As a coach, you learn the art of facilitating someone’s thinking and self-awareness, but as you build your business, you might well find that part of what you do involves teaching, consulting, advising or mentoring.
So, don’t discount the expertise and experience you have built up through your life.
What expertise and skills do you have that might lend itself to a coaching niche?
D is for Demographics
The final element is somewhat more prosaic than the others yet incredibly useful nonetheless.
If the other areas fail to identify a really key area to focus on then why not simply focus on a group based on certain characteristics that you can target through your marketing.
These could include income brackets, location, age range, gender and so on. In other words, the classic marketing demographics.
Whilst this is the least personal approach it nevertheless offers a way to target your message and marketing methods and is a useful fallback option.
How to use INSPIRED Model to find your coaching niche
There’s no real mystery to INSPIRED. It just takes a little commitment and time to think through it carefully.
As I said at the start of this article, the niche you choose does not have to match all the elements and you could well focus on an Issue or Passion or Interest that doesn’t match any others but which truly grabs you.
The best way to use INSPIRED is simply to use it!
Get a pen and paper, or your laptop, or however you like to work, and work through each element. Take your time. Maybe you can complete one element per day so that after 8 days you have a fully fleshed out set of ideas, thoughts and possibilities.
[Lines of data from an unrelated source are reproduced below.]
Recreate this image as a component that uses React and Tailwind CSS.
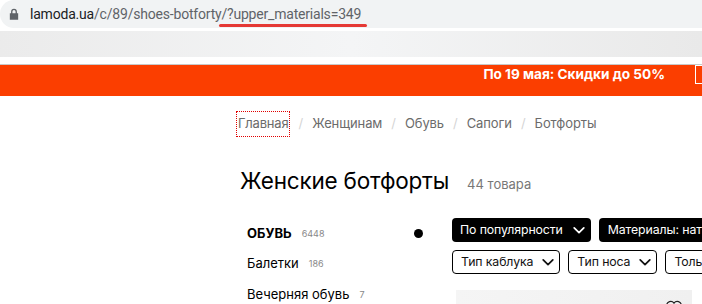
import React from 'react';

const Chevron = ({ className = '' }) => (
  <svg viewBox="0 0 16 16" className={className} fill="none" stroke="currentColor" strokeWidth="2" strokeLinecap="round" strokeLinejoin="round">
    <path d="M2.5 5.5l5.5 5.5 5.5-5.5" />
  </svg>
);

const crumbs = ['Женщинам', 'Обувь', 'Сапоги', 'Ботфорты'];

const categories = [
  { name: 'ОБУВЬ', count: '6448', bold: true },
  { name: 'Балетки', count: '186' },
  { name: 'Вечерняя обувь', count: '7' },
];

export default function App() {
  return (
    <div className="w-[702px] h-[304px] overflow-hidden bg-white relative font-['Roboto',sans-serif]">
      {/* address bar */}
      <div className="h-[28px] bg-[#f1f3f4] rounded-l-[14px] flex items-center pl-[9px]">
        <svg viewBox="0 0 12 14" className="w-[10px] h-[12px] text-[#5f6368] shrink-0" fill="currentColor">
          <path d="M2.5 6V4.2a3.5 3.5 0 0 1 7 0V6H11v8H1V6h1.5zm1.6 0h3.8V4.2a1.9 1.9 0 0 0-3.8 0V6z" />
        </svg>
        <div className="ml-[11px] text-[14px] leading-none text-[#5f6368] relative font-['Roboto',sans-serif] whitespace-nowrap tracking-[-0.2px]">
          <span className="text-[#202124]">lamoda.ua</span>/c/89/shoes-botforty
          <span className="relative">
            /?upper_materials=349
            <span className="absolute left-[-2px] right-[-6px] bottom-[-5px] h-[3px] rounded-full bg-[#e53935]" />
          </span>
        </div>
      </div>
      {/* blurred strip */}
      <div className="mt-[3px] h-[26px] bg-gradient-to-r from-[#ebebeb] via-[#f4f5f6] to-[#e9e9e9]" />
      <div className="mt-[7px] h-px bg-[#c8c8c8]" />
      {/* promo bar */}
      <div className="h-[31px] bg-[#fb3e00] relative flex justify-end">
        <div className="mr-[37px] mt-[-1px] text-white font-bold text-[13.6px] font-['Inter',sans-serif]">
          По 19 мая: Скидки до 50%
        </div>
        <div className="absolute left-[695px] top-0 w-[20px] h-[19px] border border-white" />
      </div>

      {/* breadcrumbs */}
      <div className="ml-[237px] mt-[16px] flex items-center text-[13px] text-[#6b6b6b] font-['Inter',sans-serif]">
        <span className="px-px py-[2px] outline-[1.5px] outline-dotted outline-[#e00000] tracking-[-0.2px]">Главная</span>
        {crumbs.map((c) => (
          <React.Fragment key={c}>
            <span className="mx-[9px] text-[#d5d5d5]">/</span>
            <span className="tracking-[-0.1px]">{c}</span>
          </React.Fragment>
        ))}
      </div>

      {/* heading */}
      <div className="ml-[240px] mt-[34px] flex items-baseline font-['Inter',sans-serif]">
        <h1 className="text-[22.5px] leading-none text-black tracking-[-0.2px]">Женские ботфорты</h1>
        <span className="ml-[18px] text-[13px] text-[#777]">44 товара</span>
      </div>

      {/* body */}
      <div className="ml-[247px] mt-[24px] flex font-['Inter',sans-serif]">
        <div className="w-[205px] shrink-0 relative">
          {categories.map((c) => (
            <div key={c.name} className="h-[30.5px] flex items-center whitespace-nowrap">
              <span className={`text-[13px] text-black ${c.bold ? 'font-bold' : ''}`}>{c.name}</span>
              <span className="ml-[10px] text-[9px] text-[#888]">{c.count}</span>
            </div>
          ))}
          <div className="absolute left-[167px] top-[11px] w-[9px] h-[9px] rounded-full bg-black" />
        </div>
        <div className="flex flex-col shrink-0 text-[12.3px] tracking-[-0.1px]">
          <div className="flex gap-[8px]">
            <button className="h-[24px] pl-[8px] pr-[5px] rounded-[4px] bg-black text-white flex items-center gap-[9px] whitespace-nowrap">
              По популярности <Chevron className="w-[14px] h-[14px]" />
            </button>
            <button className="h-[24px] px-[9px] rounded-[4px] bg-black text-white flex items-center whitespace-nowrap">
              Материалы: натуральная кожа
            </button>
          </div>
          <div className="flex gap-[8px] mt-[8px]">
            {['Тип каблука', 'Тип носа', 'Только со скидкой'].map((t) => (
              <button key={t} className="h-[24px] pl-[8px] pr-[4px] rounded-[4px] border border-black text-[#111] flex items-center gap-[8px] whitespace-nowrap">
                {t} <Chevron className="w-[14px] h-[14px]" />
              </button>
            ))}
          </div>
          <div className="mt-[16px] ml-[4px] w-[236px] h-[40px] bg-gradient-to-r from-[#f5f5f5] to-[#f0f0f0] relative">
            <svg viewBox="0 0 24 22" className="absolute right-[8px] top-[9px] w-[20px] h-[18px]" fill="none" stroke="#222" strokeWidth="1.5">
              <path d="M12 20s-9-5.5-9-12a5 5 0 0 1 9-3 5 5 0 0 1 9 3c0 6.5-9 12-9 12z" />
            </svg>
          </div>
        </div>
      </div>
    </div>
  );
}
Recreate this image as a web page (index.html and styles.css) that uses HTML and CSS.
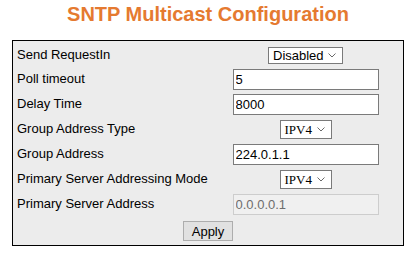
FILE: index.html
```html
<!DOCTYPE html>
<html lang="en">
<head>
  <meta charset="UTF-8">
  <meta name="viewport" content="width=device-width, initial-scale=1.0">
  <title>SNTP Multicast Configuration</title>
  <link rel="stylesheet" href="styles.css">
</head>
<body>
  <div class="page">
    <h2 class="title">SNTP Multicast Configuration</h2>

    <form class="config" id="multicastForm">
      <div class="row first">
        <label class="label">Send RequestIn</label>
        <div class="value">
          <div class="select sel-disabled"><span>Disabled</span>
            <svg class="chev" width="8" height="5" viewBox="0 0 8 5"><path d="M0.5 0.5 L4 4 L7.5 0.5" fill="none" stroke="#6a6a6a" stroke-width="1"/></svg>
          </div>
        </div>
      </div>
      <div class="row">
        <label class="label">Poll timeout</label>
        <div class="value"><input type="text" class="field" value="5"></div>
      </div>
      <div class="row">
        <label class="label">Delay Time</label>
        <div class="value"><input type="text" class="field" value="8000"></div>
      </div>
      <div class="row">
        <label class="label">Group Address Type</label>
        <div class="value">
          <div class="select sel-ip"><span>IPV4</span>
            <svg class="chev" width="8" height="5" viewBox="0 0 8 5"><path d="M0.5 0.5 L4 4 L7.5 0.5" fill="none" stroke="#6a6a6a" stroke-width="1"/></svg>
          </div>
        </div>
      </div>
      <div class="row">
        <label class="label">Group Address</label>
        <div class="value"><input type="text" class="field" value="224.0.1.1"></div>
      </div>
      <div class="row">
        <label class="label">Primary Server Addressing Mode</label>
        <div class="value">
          <div class="select sel-ip"><span>IPV4</span>
            <svg class="chev" width="8" height="5" viewBox="0 0 8 5"><path d="M0.5 0.5 L4 4 L7.5 0.5" fill="none" stroke="#6a6a6a" stroke-width="1"/></svg>
          </div>
        </div>
      </div>
      <div class="row">
        <label class="label">Primary Server Address</label>
        <div class="value"><input type="text" class="field" value="0.0.0.0.1" disabled></div>
      </div>
      <div class="row actions">
        <button type="button" class="apply">Apply</button>
      </div>
    </form>
  </div>
</body>
</html>
```

FILE: styles.css
```css
body {
  margin: 0;
  background: #fff;
  font-family: "Liberation Sans", Arial, sans-serif;
}
.page {
  width: 392px;
  margin-left: 12px;
}
.title {
  margin: 2px 0 14px;
  font-size: 20px;
  line-height: 24px;
  font-weight: bold;
  color: #e57a30;
  text-align: center;
}
.config {
  border: 1px solid #000;
  background: #ececec;
  padding-top: 3px;
}
.row {
  display: flex;
  align-items: center;
  height: 25px;
}
.row.first {
  height: 23px;
}
.label {
  width: 191px;
  padding: 0 0 2px 4px;
  font-size: 13px;
  color: #000;
}
.value {
  flex: 1;
  display: flex;
  justify-content: center;
}
.field {
  box-sizing: border-box;
  width: 146px;
  height: 21px;
  margin: 0;
  padding: 0 2px;
  border: 1px solid #7a7a7a;
  background: #fff;
  font-family: "Liberation Sans", Arial, sans-serif;
  font-size: 13px;
  color: #000;
}
.field:disabled {
  background: #f0f0f0;
  border-color: #cdcdcd;
  color: #6d6d6d;
}
.select {
  box-sizing: border-box;
  display: flex;
  align-items: center;
  justify-content: space-between;
  height: 17px;
  padding: 0 6px 0 4px;
  border: 1px solid #7a7a7a;
  background: #fff;
  font-size: 13px;
}
.sel-disabled {
  width: 75px;
}
.sel-ip {
  width: 52px;
  height: 19px;
  font-family: "Liberation Serif", "Times New Roman", serif;
}
.chev {
  display: block;
}
.actions {
  height: 28px;
  justify-content: center;
}
.apply {
  box-sizing: border-box;
  width: 50px;
  height: 20px;
  padding: 0;
  border: 1px solid #adadad;
  background: #e1e1e1;
  font-family: "Liberation Sans", Arial, sans-serif;
  font-size: 13px;
  color: #000;
}
```
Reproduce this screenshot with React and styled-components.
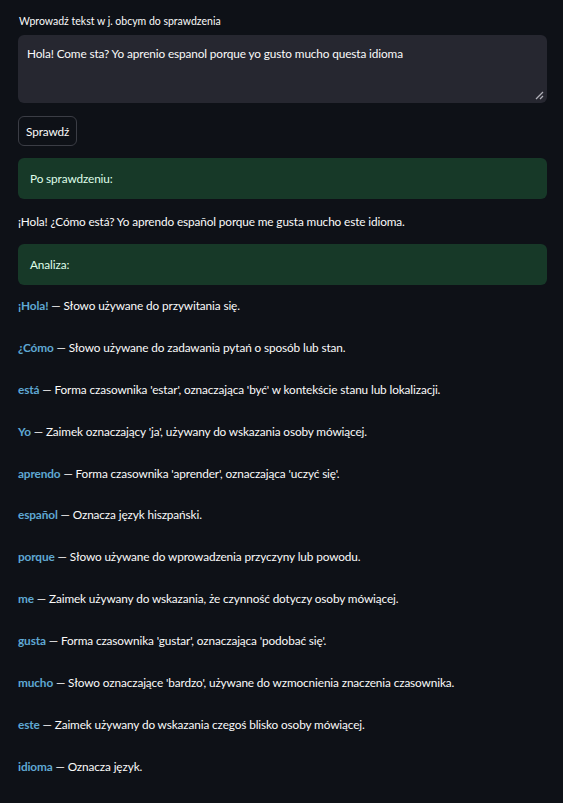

Then just sit with it and allow the possibilities to sink in. Which ones speak to you. Which ones don’t? What can you imagine working with for a few years at least and which do you feel would bore you, tire you, or simply be a temporary interest?
INSPIRED is not intended as a logical process that takes you neatly to a final destination but simply a series of lenses that provoke new ways of thinking about your coaching niche.